_WHAT TO WORK ON_
Go through the data below and gather each line containing "components".
..............................
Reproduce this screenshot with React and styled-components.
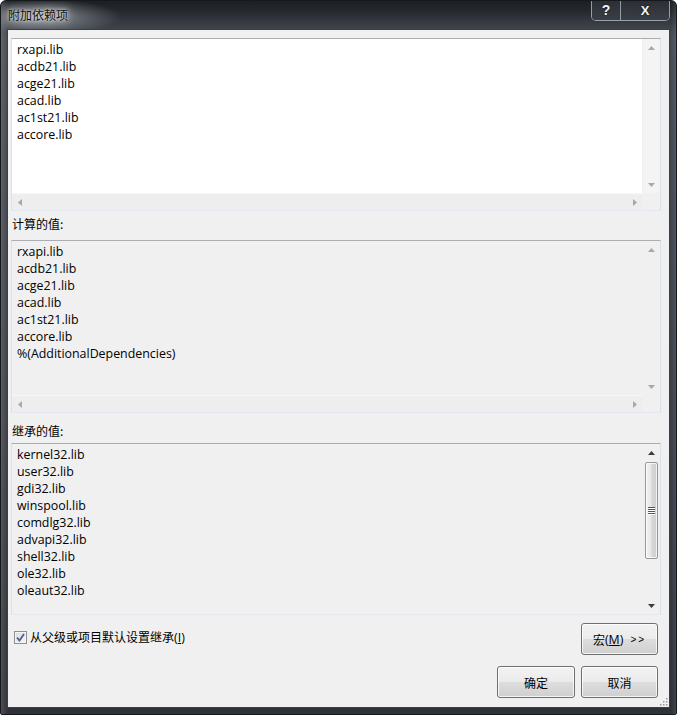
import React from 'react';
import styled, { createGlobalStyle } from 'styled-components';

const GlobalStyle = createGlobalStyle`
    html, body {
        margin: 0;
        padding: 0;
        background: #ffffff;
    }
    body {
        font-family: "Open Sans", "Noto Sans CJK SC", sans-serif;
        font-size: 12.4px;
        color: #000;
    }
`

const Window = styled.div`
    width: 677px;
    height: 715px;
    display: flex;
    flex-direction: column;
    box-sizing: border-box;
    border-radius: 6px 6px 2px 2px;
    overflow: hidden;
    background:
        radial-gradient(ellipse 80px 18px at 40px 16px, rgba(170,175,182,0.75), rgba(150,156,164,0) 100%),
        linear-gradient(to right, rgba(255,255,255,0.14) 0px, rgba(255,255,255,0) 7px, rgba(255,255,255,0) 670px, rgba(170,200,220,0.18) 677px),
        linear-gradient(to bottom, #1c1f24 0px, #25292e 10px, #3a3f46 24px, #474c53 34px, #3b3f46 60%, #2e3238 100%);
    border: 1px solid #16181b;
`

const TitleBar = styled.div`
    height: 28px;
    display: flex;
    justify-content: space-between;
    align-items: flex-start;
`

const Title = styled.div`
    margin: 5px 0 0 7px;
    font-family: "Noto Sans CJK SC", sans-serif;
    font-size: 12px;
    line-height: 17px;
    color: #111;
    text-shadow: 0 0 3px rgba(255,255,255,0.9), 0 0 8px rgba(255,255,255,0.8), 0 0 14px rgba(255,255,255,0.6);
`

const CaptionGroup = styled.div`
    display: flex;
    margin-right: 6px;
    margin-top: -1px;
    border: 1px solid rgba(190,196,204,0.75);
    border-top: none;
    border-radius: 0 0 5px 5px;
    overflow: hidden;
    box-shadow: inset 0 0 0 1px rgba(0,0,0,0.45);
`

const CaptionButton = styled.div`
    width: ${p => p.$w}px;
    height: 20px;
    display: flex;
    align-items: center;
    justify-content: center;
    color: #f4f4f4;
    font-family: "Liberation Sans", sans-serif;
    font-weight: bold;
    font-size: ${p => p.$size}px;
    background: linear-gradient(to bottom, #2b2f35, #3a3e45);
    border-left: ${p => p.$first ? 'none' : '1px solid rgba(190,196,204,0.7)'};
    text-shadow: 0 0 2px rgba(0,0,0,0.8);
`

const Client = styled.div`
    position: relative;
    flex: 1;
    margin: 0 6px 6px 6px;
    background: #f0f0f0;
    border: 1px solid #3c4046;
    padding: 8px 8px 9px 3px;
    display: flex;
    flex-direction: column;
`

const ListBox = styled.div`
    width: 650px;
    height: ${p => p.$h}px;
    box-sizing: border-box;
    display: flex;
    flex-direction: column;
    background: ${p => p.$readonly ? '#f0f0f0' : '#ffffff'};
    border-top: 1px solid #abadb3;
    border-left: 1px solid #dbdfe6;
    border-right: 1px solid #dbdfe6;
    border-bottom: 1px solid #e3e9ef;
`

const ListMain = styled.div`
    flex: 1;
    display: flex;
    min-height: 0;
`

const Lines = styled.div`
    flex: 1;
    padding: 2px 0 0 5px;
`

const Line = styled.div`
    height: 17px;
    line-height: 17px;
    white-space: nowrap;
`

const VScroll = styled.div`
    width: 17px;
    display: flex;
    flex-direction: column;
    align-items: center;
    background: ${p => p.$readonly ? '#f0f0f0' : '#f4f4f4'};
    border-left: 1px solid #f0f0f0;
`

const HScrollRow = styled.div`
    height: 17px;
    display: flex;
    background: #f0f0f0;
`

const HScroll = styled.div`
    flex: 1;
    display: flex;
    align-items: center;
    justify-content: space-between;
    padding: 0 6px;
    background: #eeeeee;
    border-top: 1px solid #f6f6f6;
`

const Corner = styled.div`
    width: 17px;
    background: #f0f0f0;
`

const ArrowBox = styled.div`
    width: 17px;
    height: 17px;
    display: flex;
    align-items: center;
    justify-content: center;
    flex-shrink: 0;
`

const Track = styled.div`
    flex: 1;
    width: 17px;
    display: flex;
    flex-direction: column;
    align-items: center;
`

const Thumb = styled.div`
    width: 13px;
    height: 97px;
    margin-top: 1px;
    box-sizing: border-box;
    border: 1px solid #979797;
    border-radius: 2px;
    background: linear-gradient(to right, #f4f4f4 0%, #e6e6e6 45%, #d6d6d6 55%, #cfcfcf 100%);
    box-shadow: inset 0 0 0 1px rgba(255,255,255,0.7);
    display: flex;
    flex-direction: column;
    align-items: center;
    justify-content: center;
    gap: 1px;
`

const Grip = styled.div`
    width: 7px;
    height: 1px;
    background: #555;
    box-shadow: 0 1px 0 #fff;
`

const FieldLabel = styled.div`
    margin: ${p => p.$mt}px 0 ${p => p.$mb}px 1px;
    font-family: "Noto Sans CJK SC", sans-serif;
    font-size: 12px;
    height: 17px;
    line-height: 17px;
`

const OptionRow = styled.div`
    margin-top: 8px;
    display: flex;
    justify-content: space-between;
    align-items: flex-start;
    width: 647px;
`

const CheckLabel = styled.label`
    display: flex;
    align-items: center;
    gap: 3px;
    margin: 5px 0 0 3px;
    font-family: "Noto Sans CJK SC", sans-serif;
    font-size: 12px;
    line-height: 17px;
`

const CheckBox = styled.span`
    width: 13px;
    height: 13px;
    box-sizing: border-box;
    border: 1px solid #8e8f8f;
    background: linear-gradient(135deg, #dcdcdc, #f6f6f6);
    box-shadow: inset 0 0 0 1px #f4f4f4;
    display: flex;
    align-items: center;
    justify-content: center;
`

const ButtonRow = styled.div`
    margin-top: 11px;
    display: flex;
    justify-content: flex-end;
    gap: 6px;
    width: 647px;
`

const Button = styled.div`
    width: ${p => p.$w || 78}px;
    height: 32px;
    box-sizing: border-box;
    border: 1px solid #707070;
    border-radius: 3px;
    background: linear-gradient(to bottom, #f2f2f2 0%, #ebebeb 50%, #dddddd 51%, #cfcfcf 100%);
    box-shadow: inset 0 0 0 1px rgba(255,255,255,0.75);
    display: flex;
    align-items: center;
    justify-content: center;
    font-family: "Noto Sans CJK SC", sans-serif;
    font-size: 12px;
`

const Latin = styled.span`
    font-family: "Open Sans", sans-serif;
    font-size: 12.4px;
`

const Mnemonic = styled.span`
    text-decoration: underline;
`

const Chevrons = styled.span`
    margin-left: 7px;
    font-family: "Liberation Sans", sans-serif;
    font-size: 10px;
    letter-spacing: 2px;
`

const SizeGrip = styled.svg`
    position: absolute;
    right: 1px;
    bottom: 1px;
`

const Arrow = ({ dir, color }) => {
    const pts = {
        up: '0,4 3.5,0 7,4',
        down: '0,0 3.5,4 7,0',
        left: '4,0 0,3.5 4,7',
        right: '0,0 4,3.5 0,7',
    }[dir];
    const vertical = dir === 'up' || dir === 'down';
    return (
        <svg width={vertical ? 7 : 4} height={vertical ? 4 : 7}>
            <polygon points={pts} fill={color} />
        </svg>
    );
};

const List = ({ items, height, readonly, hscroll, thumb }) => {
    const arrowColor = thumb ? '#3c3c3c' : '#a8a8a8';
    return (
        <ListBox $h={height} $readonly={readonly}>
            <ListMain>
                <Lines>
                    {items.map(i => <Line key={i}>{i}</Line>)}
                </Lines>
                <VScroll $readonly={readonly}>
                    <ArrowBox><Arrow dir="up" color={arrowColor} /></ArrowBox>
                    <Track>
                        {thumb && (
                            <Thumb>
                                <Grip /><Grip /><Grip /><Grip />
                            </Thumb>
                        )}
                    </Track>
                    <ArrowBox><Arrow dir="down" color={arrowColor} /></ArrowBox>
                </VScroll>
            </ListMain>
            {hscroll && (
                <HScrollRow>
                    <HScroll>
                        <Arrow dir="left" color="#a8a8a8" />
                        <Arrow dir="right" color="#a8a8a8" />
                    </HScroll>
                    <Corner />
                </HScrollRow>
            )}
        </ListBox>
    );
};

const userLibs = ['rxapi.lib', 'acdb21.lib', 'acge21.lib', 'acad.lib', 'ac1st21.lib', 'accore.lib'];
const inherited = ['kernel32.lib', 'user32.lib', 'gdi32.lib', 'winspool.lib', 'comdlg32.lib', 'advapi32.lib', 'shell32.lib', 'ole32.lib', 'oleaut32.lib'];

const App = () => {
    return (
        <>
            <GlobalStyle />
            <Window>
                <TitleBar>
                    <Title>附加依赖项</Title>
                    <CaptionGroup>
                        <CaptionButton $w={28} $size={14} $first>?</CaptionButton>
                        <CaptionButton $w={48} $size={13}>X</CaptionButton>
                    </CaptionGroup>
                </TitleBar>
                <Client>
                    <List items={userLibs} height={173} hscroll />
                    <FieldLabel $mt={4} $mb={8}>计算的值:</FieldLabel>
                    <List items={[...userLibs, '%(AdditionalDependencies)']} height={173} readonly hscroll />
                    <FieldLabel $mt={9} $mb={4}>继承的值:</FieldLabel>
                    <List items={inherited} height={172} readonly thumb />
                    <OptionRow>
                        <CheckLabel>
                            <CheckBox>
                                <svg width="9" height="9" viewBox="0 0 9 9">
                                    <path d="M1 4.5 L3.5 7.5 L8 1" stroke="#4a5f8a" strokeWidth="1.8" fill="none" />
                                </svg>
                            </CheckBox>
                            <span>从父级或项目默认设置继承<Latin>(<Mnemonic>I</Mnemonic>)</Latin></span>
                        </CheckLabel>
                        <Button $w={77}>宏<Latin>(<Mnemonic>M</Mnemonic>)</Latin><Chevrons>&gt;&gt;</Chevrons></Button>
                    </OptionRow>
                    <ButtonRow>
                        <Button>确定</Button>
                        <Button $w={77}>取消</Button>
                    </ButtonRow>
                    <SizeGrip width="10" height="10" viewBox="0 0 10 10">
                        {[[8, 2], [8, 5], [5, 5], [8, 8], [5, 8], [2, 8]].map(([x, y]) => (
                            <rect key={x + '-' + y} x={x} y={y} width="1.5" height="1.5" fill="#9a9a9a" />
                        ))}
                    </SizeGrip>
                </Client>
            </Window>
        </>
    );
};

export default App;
..............................
_TASK OUTPUT_
Reproduce this screenshot with React and styled-components.
import styled, { createGlobalStyle } from 'styled-components';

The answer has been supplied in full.